Le lieu : Le bouillant Madison Square Garden, à New York
Créé en 1970, le Masters est le rendez-vous de fin d’année des huit meilleurs joueurs du monde. Au départ, il change de lieu chaque année, avant de s’installer au Madison Square Garden de New York, de 1977 à 1989. Etant donné que chaque année, seuls les huit meilleurs joueurs se qualifient pour le Masters, les plus grands joueurs de tennis figurent au palmarès de l’épreuve. Ivan Lendl est l’un des joueurs les plus capés du tournoi, avec déjà quatre titres au compteur.
L’histoire : Lendl ne fait qu’une bouchée de Wilander pour remporter son 5e Masters
En décembre 1987, Ivan Lendl est le numéro 1 mondial incontesté. Bien que son style de jeu et sa personnalité ne plaisent guère au grand public, le Tchèque s’est montré presque imbattable en remportant pas moins de 9 titres, dont Roland-Garros et l’US Open. Il a connu sa seule véritable déception, comme d’habitude, à Wimbledon, où il s’est incliné en finale face à Pat Cash, en trois petits sets.
Au Masters, à New York, Lendl ne perd qu’un seul set pour atteindre la finale, où il affronte le numéro 3 mondial, Mats Wilander, qu’il a déjà battu lors de deux finales de Grand Chelem cette année-là, et contre lequel il n’a pas perdu depuis Roland-Garros 1985.
Lendl met la pression sur Wilander dès le début, prenant son service d’entrée. Bien que le Suédois parvienne à débreaker quelques jeux plus tard, il n’est pas à la hauteur du défi proposé par Lendl ce jour-là – Peter Alfano, du New York Times, écrira que “Lendl a dominé Wilander (…), le submergeant telle une vague”. Le Suédois, totalement surclassé en fond de court, se précipite au filet dans une tentative désespérée de perturber le numéro un mondial – en vain. Une fois breaké au deuxième set, Wilander perd le peu de confiance qu’il lui restait et s’incline en trois sets (6-2, 6-2, 6-3).
“En 1987, j’ai perdu contre Ivan en finale de Roland-Garros, c’était assez serré”, dira Wilander à Alex Corretja dans une interview pour Eurosport en 2020. “J’ai perdu en finale de l’US Open, c’était également très serré. Il aurait fallu que je gagne au moins l’un de ces deux matches pour avoir l’impression d’avoir une chance. (…) A l’époque, je pense que j’étais n°2 mondial (il était n°3 mondial), et un spectateur, au milieu du troisième set, a crié quelque chose comme ‘hey allez Wilander, c’est quoi ton classement ? Deux… centième ? Et je me suis dit : “Mon Dieu, emmène-moi loin d’ici.”

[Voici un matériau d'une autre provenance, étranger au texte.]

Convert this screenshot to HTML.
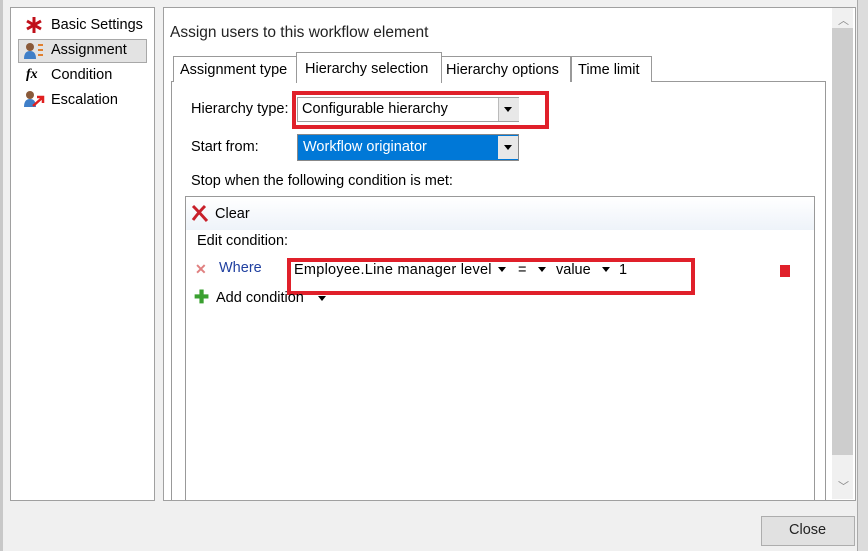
<!DOCTYPE html>
<html><head><style>
body{margin:0;width:868px;height:551px;background:#f0f0f0;position:relative;overflow:hidden;font-family:"Segoe UI","Liberation Sans",sans-serif;font-size:14.5px;color:#000}
.a{position:absolute}
.t{position:absolute;white-space:nowrap}
.ar{position:absolute;width:0;height:0;border-left:4px solid transparent;border-right:4px solid transparent;border-top:5px solid #000}
</style></head><body>
<div class="a" style="left:0;top:0;width:3px;height:551px;background:#c8c8c8"></div>
<div class="a" style="left:10px;top:7px;width:143px;height:492px;background:#fff;border:1px solid #a0a0a0"></div>
<div class="a" style="left:18px;top:39px;width:127px;height:22px;background:#e3e3e3;border:1px solid #a8a8a8"></div>
<svg class="a" style="left:25px;top:16px" width="18" height="18"><path d="M9 1V17M2 5L16 13M16 5L2 13" stroke="#c0101a" stroke-width="3"/></svg>
<div class="t" style="left:51px;top:17px">Basic Settings</div>
<svg class="a" style="left:23px;top:42px" width="22" height="18"><circle cx="7" cy="5" r="4" fill="#8a5a3a"/><path d="M1 17 Q1 9 7 9 Q13 9 13 17Z" fill="#3f7fc8"/><path d="M15 3h5M15 8h5M15 13h5" stroke="#e08030" stroke-width="2"/></svg>
<div class="t" style="left:51px;top:42px">Assignment</div>
<div class="t" style="left:26px;top:67px;font-family:'Liberation Serif',serif;font-style:italic;font-weight:bold;font-size:14px">fx</div>
<div class="t" style="left:51px;top:67px">Condition</div>
<svg class="a" style="left:23px;top:90px" width="22" height="18"><circle cx="7" cy="5" r="4" fill="#8a5a3a"/><path d="M1 17 Q1 9 7 9 Q13 9 13 17Z" fill="#3f7fc8"/><path d="M10 16 L19 8 M14 7h6v6" stroke="#e02020" stroke-width="2.5" fill="none"/></svg>
<div class="t" style="left:51px;top:92px">Escalation</div>

<div class="a" style="left:163px;top:7px;width:691px;height:492px;background:#fff;border:1px solid #a0a0a0"></div>
<div class="t" style="left:170px;top:24px;font-size:15.5px;color:#222">Assign users to this workflow element</div>
<div class="a" style="left:832px;top:8px;width:21px;height:491px;background:#f0f0f0"></div>
<div class="a" style="left:832px;top:28px;width:21px;height:427px;background:#cdcdcd"></div>
<div class="t" style="left:838px;top:12px;color:#888;font-size:11px">︿</div>
<div class="t" style="left:838px;top:478px;color:#888;font-size:11px">﹀</div>

<div class="a" style="left:171px;top:81px;width:653px;height:418px;border:1px solid #999;border-bottom:none;background:#fff"></div>
<div class="a" style="left:173px;top:56px;width:122px;height:25px;border:1px solid #999;border-bottom:none;background:#fff"></div>
<div class="t" style="left:180px;top:62px">Assignment type</div>
<div class="a" style="left:296px;top:52px;width:144px;height:30px;border:1px solid #999;border-bottom:none;background:#fff"></div>
<div class="t" style="left:305px;top:61px">Hierarchy selection</div>
<div class="a" style="left:441px;top:56px;width:128px;height:25px;border:1px solid #999;border-bottom:none;background:#fff"></div>
<div class="t" style="left:446px;top:62px">Hierarchy options</div>
<div class="a" style="left:571px;top:56px;width:79px;height:25px;border:1px solid #999;border-bottom:none;background:#fff"></div>
<div class="t" style="left:578px;top:62px">Time limit</div>

<div class="t" style="left:191px;top:101px">Hierarchy type:</div>
<div class="a" style="left:292px;top:91px;width:257px;height:38px;border:4px solid #e0202a;box-sizing:border-box"></div>
<div class="a" style="left:297px;top:97px;width:222px;height:25px;border:1px solid #a0a0a0;background:#fff;box-sizing:border-box"></div>
<div class="t" style="left:302px;top:101px">Configurable hierarchy</div>
<div class="a" style="left:498px;top:98px;width:20px;height:23px;background:#e8e8e8;border-left:1px solid #bbb"></div>
<div class="ar" style="left:504px;top:107px"></div>
<div class="t" style="left:191px;top:139px">Start from:</div>
<div class="a" style="left:297px;top:134px;width:222px;height:27px;background:#0078d7;border:1px solid #888;box-sizing:border-box"></div>
<div class="t" style="left:303px;top:139px;color:#fff">Workflow originator</div>
<div class="a" style="left:498px;top:136px;width:20px;height:23px;background:#e8e8e8"></div>
<div class="ar" style="left:504px;top:145px"></div>
<div class="t" style="left:191px;top:173px">Stop when the following condition is met:</div>

<div class="a" style="left:185px;top:196px;width:628px;height:303px;border:1px solid #999;border-bottom:none;background:#fff"></div>
<div class="a" style="left:186px;top:197px;width:628px;height:33px;background:linear-gradient(#fff,#eef3f9)"></div>
<svg class="a" style="left:190px;top:204px" width="20" height="18"><path d="M3 2 Q9 8 17 17 M15 2 Q9 8 3 16" stroke="#c8202a" stroke-width="3" fill="none"/></svg>
<div class="t" style="left:215px;top:206px">Clear</div>
<div class="t" style="left:197px;top:233px">Edit condition:</div>
<div class="t" style="left:195px;top:261px;color:#e08080;font-size:14px;font-weight:bold">✕</div>
<div class="t" style="left:219px;top:260px;color:#2040a0">Where</div>
<div class="a" style="left:287px;top:258px;width:408px;height:37px;border:4px solid #e0202a;box-sizing:border-box"></div>
<div class="t" style="left:294px;top:262px;letter-spacing:0.25px">Employee.Line manager level</div>
<div class="ar" style="left:498px;top:267px"></div>
<div class="t" style="left:518px;top:262px">=</div>
<div class="ar" style="left:538px;top:267px"></div>
<div class="t" style="left:556px;top:262px">value</div>
<div class="ar" style="left:602px;top:267px"></div>
<div class="t" style="left:619px;top:262px">1</div>
<div class="a" style="left:780px;top:265px;width:10px;height:12px;background:#e0202a"></div>
<div class="t" style="left:194px;top:287px;color:#3aa030;font-size:18px;font-weight:bold;line-height:20px">✚</div>
<div class="t" style="left:216px;top:290px">Add condition</div>
<div class="ar" style="left:318px;top:296px"></div>

<div class="a" style="left:761px;top:516px;width:92px;height:28px;background:#e1e1e1;border:1px solid #adadad"></div>
<div class="t" style="left:789px;top:522px;color:#222">Close</div>
<div class="a" style="left:857px;top:0;width:11px;height:551px;background:#dcdcdc;border-left:1px solid #aaa"></div>
</body></html>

“Je dois dire que 1987 a peut-être été ma meilleure année sur le circuit. Et ce match que nous avons joué au Madison Square Garden a peut-être été l’un des meilleurs matchs que j’ai joués. (…) Je suis entré dans la zone et j’avais l’impression que je ne pouvais rien rater ce jour-là.”
Avec 34 coups gagnants, Lendl remporte son 10e titre de l’année, le 70e de sa carrière et son cinquième au Masters, établissant un nouveau record, laissant Nastase et ses quatre titres derrière lui.
La postérité du moment : Deux titres du Grand Chelem supplémentaires pour Ivan Lendl
Lendl ne remportera plus jamais le Masters, même s’il disputera une neuvième finale consécutive – un autre record – en 1988 (battu en cinq sets par Boris Becker, 5-7, 7-6, 3-6, 6-2, 7-6). Lendl ajoutera deux autres titres du Grand Chelem à son palmarès (à l’Open d’Australie, en 1989 et 1990). Son record de cinq titres au tournoi des Maîtres ne sera égalé qu’en 2010, par Roger Federer, qui le dépassera ensuite avec un sixième succès en 2011.
1988 sera sans aucun doute l’année de l’apogée pour Wilander : après avoir remporté trois des quatre titres du Grand Chelem, il deviendra numéro un mondial le 12 septembre. Cependant, l’US Open 1988 restera le dernier titre majeur de Wilander. Une défaite inattendue contre Carl-Uwe Steeb en finale de la Coupe Davis apparaîtra plus tard comme le premier signe du déclin de Wilander. Il n’atteindra plus jamais la finale d’un Grand Chelem et, à la fin de l’année 1989, il sortira définitivement du top 10.